YOUR TASK
Write out the data below exactly as given, without any of its pictures.

DATASET CONTENT
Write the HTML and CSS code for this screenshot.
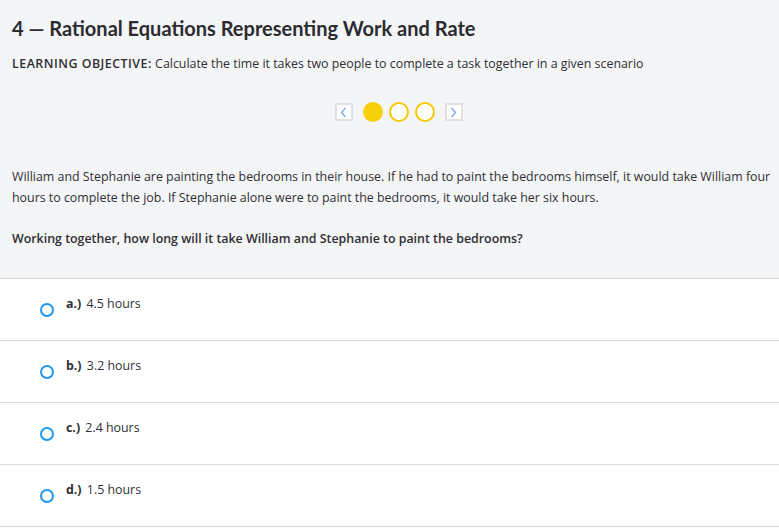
FILE: index.html
```html
<!DOCTYPE html>
<html>
<head>
<meta charset="utf-8">
<link rel="stylesheet" href="styles.css">
</head>
<body>
<div class="page">
  <section class="top">
    <h1 class="title">4 — Rational Equations Representing Work and Rate</h1>
    <p class="objective"><span class="obj-label">LEARNING OBJECTIVE:</span> Calculate the time it takes two people to complete a task together in a given scenario</p>
    <div class="nav">
      <span class="arrow"><svg width="9" height="11" viewBox="0 0 9 11"><path d="M6.5 1 L2.5 5.5 L6.5 10" fill="none" stroke="#6ea6f5" stroke-width="1.2"/></svg></span>
      <span class="dot filled"></span>
      <span class="dot"></span>
      <span class="dot"></span>
      <span class="arrow"><svg width="9" height="11" viewBox="0 0 9 11"><path d="M2.5 1 L6.5 5.5 L2.5 10" fill="none" stroke="#6ea6f5" stroke-width="1.2"/></svg></span>
    </div>
    <p class="scenario">William and Stephanie are painting the bedrooms in their house. If he had to paint the bedrooms himself, it would take William four hours to complete the job. If Stephanie alone were to paint the bedrooms, it would take her six hours.</p>
    <p class="question">Working together, how long will it take William and Stephanie to paint the bedrooms?</p>
  </section>
  <ul class="options">
    <li class="option"><span class="radio"></span><span class="label"><b>a.)</b> 4.5 hours</span></li>
    <li class="option"><span class="radio"></span><span class="label"><b>b.)</b> 3.2 hours</span></li>
    <li class="option"><span class="radio"></span><span class="label"><b>c.)</b> 2.4 hours</span></li>
    <li class="option"><span class="radio"></span><span class="label"><b>d.)</b> 1.5 hours</span></li>
  </ul>
</div>
</body>
</html>
```
FILE: styles.css
```css
* { box-sizing: border-box; }
html, body { margin: 0; padding: 0; background: #fff; }
body {
  font-family: "Open Sans", "Lato", sans-serif;
  color: #2f2f33;
  width: 779px;
  overflow: hidden;
}
.page { width: 800px; }
.top {
  background: #f4f5f7;
  padding: 14px 12px 0 12px;
  height: 279px;
  border-bottom: 1px solid #d8d9db;
}
.title {
  margin: 0;
  font-family: "Lato", sans-serif;
  font-size: 20px;
  font-weight: 700;
  line-height: 28px;
  color: #2b2b30;
}
.objective {
  margin: 13px 0 0 0;
  font-size: 12.4px;
  line-height: 18px;
}
.obj-label { font-weight: 600; letter-spacing: 0.5px; }
.nav {
  display: flex;
  align-items: center;
  justify-content: center;
  gap: 6px;
  margin-top: 29px;
  padding-right: 3px;
  height: 20px;
}
.arrow {
  width: 18px;
  height: 18px;
  border: 2px solid #e0e1e3;
  background: #fff;
  display: flex;
  align-items: center;
  justify-content: center;
  margin: 0 4px;
}
.dot {
  width: 20px;
  height: 20px;
  border-radius: 50%;
  border: 2px solid #f5c800;
  background: #fff;
}
.dot.filled { background: #f7cf0b; border-color: #f7cf0b; }
.scenario {
  margin: 44px 0 0 0;
  font-size: 12.4px;
  line-height: 21px;
}
.question {
  margin: 20px 0 0 0;
  font-size: 12.4px;
  line-height: 21px;
  font-weight: 600;
}
.options { list-style: none; margin: 0; padding: 0; }
.option {
  height: 62px;
  border-bottom: 1px solid #d8d9db;
  display: flex;
  align-items: flex-start;
  padding-left: 40px;
  padding-top: 17px;
}
.radio {
  width: 14px;
  height: 14px;
  border: 2px solid #1f9af0;
  border-radius: 50%;
  margin-top: 7px;
  flex: none;
}
.label {
  margin-left: 12px;
  font-size: 12.4px;
  line-height: 16px;
}
.label b { font-weight: 700; margin-right: 2px; }
```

ANSWER TO THIS TASK
Write the HTML and CSS code for this screenshot.
FILE: index.html
```html
<!DOCTYPE html>
<html>
<head>
<meta charset="utf-8">
<link rel="stylesheet" href="styles.css">
</head>
<body>
<div class="page">
  <section class="top">
    <h1 class="title">4 — Rational Equations Representing Work and Rate</h1>
    <p class="objective"><span class="obj-label">LEARNING OBJECTIVE:</span> Calculate the time it takes two people to complete a task together in a given scenario</p>
    <div class="nav">
      <span class="arrow"><svg width="9" height="11" viewBox="0 0 9 11"><path d="M6.5 1 L2.5 5.5 L6.5 10" fill="none" stroke="#6ea6f5" stroke-width="1.2"/></svg></span>
      <span class="dot filled"></span>
      <span class="dot"></span>
      <span class="dot"></span>
      <span class="arrow"><svg width="9" height="11" viewBox="0 0 9 11"><path d="M2.5 1 L6.5 5.5 L2.5 10" fill="none" stroke="#6ea6f5" stroke-width="1.2"/></svg></span>
    </div>
    <p class="scenario">William and Stephanie are painting the bedrooms in their house. If he had to paint the bedrooms himself, it would take William four hours to complete the job. If Stephanie alone were to paint the bedrooms, it would take her six hours.</p>
    <p class="question">Working together, how long will it take William and Stephanie to paint the bedrooms?</p>
  </section>
  <ul class="options">
    <li class="option"><span class="radio"></span><span class="label"><b>a.)</b> 4.5 hours</span></li>
    <li class="option"><span class="radio"></span><span class="label"><b>b.)</b> 3.2 hours</span></li>
    <li class="option"><span class="radio"></span><span class="label"><b>c.)</b> 2.4 hours</span></li>
    <li class="option"><span class="radio"></span><span class="label"><b>d.)</b> 1.5 hours</span></li>
  </ul>
</div>
</body>
</html>
```
FILE: styles.css
```css
* { box-sizing: border-box; }
html, body { margin: 0; padding: 0; background: #fff; }
body {
  font-family: "Open Sans", "Lato", sans-serif;
  color: #2f2f33;
  width: 779px;
  overflow: hidden;
}
.page { width: 800px; }
.top {
  background: #f4f5f7;
  padding: 14px 12px 0 12px;
  height: 279px;
  border-bottom: 1px solid #d8d9db;
}
.title {
  margin: 0;
  font-family: "Lato", sans-serif;
  font-size: 20px;
  font-weight: 700;
  line-height: 28px;
  color: #2b2b30;
}
.objective {
  margin: 13px 0 0 0;
  font-size: 12.4px;
  line-height: 18px;
}
.obj-label { font-weight: 600; letter-spacing: 0.5px; }
.nav {
  display: flex;
  align-items: center;
  justify-content: center;
  gap: 6px;
  margin-top: 29px;
  padding-right: 3px;
  height: 20px;
}
.arrow {
  width: 18px;
  height: 18px;
  border: 2px solid #e0e1e3;
  background: #fff;
  display: flex;
  align-items: center;
  justify-content: center;
  margin: 0 4px;
}
.dot {
  width: 20px;
  height: 20px;
  border-radius: 50%;
  border: 2px solid #f5c800;
  background: #fff;
}
.dot.filled { background: #f7cf0b; border-color: #f7cf0b; }
.scenario {
  margin: 44px 0 0 0;
  font-size: 12.4px;
  line-height: 21px;
}
.question {
  margin: 20px 0 0 0;
  font-size: 12.4px;
  line-height: 21px;
  font-weight: 600;
}
.options { list-style: none; margin: 0; padding: 0; }
.option {
  height: 62px;
  border-bottom: 1px solid #d8d9db;
  display: flex;
  align-items: flex-start;
  padding-left: 40px;
  padding-top: 17px;
}
.radio {
  width: 14px;
  height: 14px;
  border: 2px solid #1f9af0;
  border-radius: 50%;
  margin-top: 7px;
  flex: none;
}
.label {
  margin-left: 12px;
  font-size: 12.4px;
  line-height: 16px;
}
.label b { font-weight: 700; margin-right: 2px; }
```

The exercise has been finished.